Starke Mehrheit empfindet Wählen als Bürgerpflicht
Insgesamt stimmen 93 % aller Befragten der Aussage, die Beteiligung an Wahlen sei in einer Demokratie die Pflicht aller Bürgerinnen und Bürger, voll oder eher zu. Die Unterschiede bei den Wählerschaften der Parteien sind eher gering. Die Wahlnorm am meisten verinnerlicht haben die Wählerinnen und Wähler von FDP und SPD, unter denen 97 % der Aussage zustimmen. CDU (95 % Zustimmung) und Grüne (92 %) folgen dichtauf. Bei den Wählerschaften von Linkspartei und AfD ist die Zustimmung zur Aussage etwas geringer. 87 % der Wählerinnen und Wähler der Linken stimmen der Aussage voll oder eher zu, bei der AfD 84 %. Bei der Linkspartei stimmt 1 % der Aussage teilweise zu, 11 % stimmen ihr eher oder gar nicht zu. Bei der AfD sind es entsprechend 12 % und 4 %.

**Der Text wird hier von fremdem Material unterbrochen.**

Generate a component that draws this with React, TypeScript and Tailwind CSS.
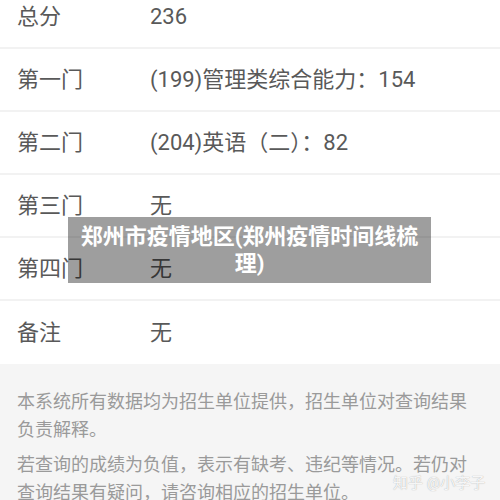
const ROWS: { label: string; value: string }[] = [
  { label: '总分', value: '236' },
  { label: '第一门', value: '(199)管理类综合能力：154' },
  { label: '第二门', value: '(204)英语（二）：82' },
  { label: '第三门', value: '无' },
  { label: '第四门', value: '无' },
  { label: '备注', value: '无' },
]

export default function App() {
  return (
    <div
      className="relative h-[500px] w-[500px] overflow-hidden bg-[#f5f5f5]"
      style={{ fontFamily: 'Roboto, "Noto Sans CJK SC", sans-serif' }}
    >
      <div className="-mt-[14px] bg-white">
        {ROWS.map((row, i) => (
          <div
            key={row.label}
            className={`flex h-[63px] items-center text-[22px] text-[#595959] ${
              i < ROWS.length - 1 ? 'border-b-2 border-[#f2f2f2]' : ''
            }`}
          >
            <span className="w-[150px] shrink-0 pl-[17px]">{row.label}</span>
            <span>{row.value}</span>
          </div>
        ))}
      </div>

      <div className="space-y-[7px] px-[17px] pt-[24px] text-[18px] leading-[28px] text-[#9a9a9a]">
        <p>本系统所有数据均为招生单位提供，招生单位对查询结果负责解释。</p>
        <p>若查询的成绩为负值，表示有缺考、违纪等情况。若仍对查询结果有疑问，请咨询相应的招生单位。</p>
      </div>

      <div className="absolute left-[68px] top-[217px] flex h-[66px] w-[363px] items-center justify-center bg-black/[0.38] px-2 text-center text-[22px] font-bold leading-[27px] text-white">
        郑州市疫情地区(郑州疫情时间线梳理)
      </div>

      <div className="absolute left-[393px] top-[472px] text-[15px] text-white/90 [text-shadow:0_0_1px_#999]">
        知乎 @小李子
      </div>
    </div>
  )
}
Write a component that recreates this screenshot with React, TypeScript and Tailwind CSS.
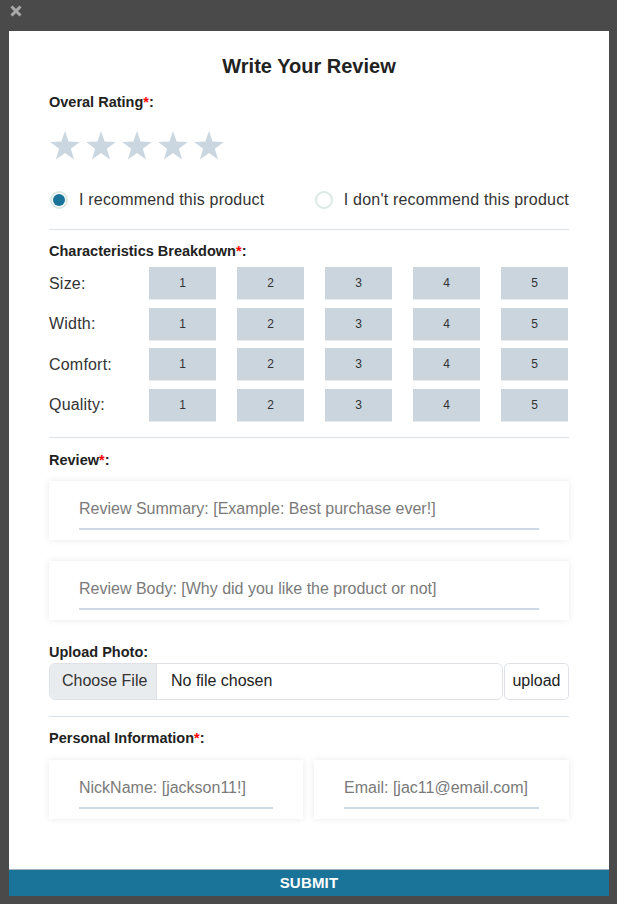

Ehe aus diesen Antworten geschlossen wird, dass in Hamburg die Wahlnorm sehr stark ausgeprägt ist, muss beachtet werden, dass Personen, die regelmäßig nicht zur Wahl gehen auch deutlich seltener als andere an Umfragen teilnehmen. Diese Werte sind also aufgrund eines in Umfragen nicht zu behebenden Problems in Richtung einer Zustimmung zur Wahlnorm verfälscht.
Wählerschaft von AfD, CDU, SPD und FDP zeigen ausgeprägten Nationalstolz
Die größte Zustimmung erreichte die Aussage, dass die Leistungen anderer Völker nicht an die Leistungen des deutschen Volkes heranreichen. Dieser stimmen 34 % der Befragten ganz oder teilweise zu. Die stärkste Zustimmung finden wir hier bei den Wählerinnen und Wählern der AfD (68 %), gefolgt von der CDU (48 %), der SPD (42 %) und der FDP (40 %). Grüne (21 %) und Linke Wählerinnen und Wähler (10 %) haben zu dieser Aussage den größten Abstand.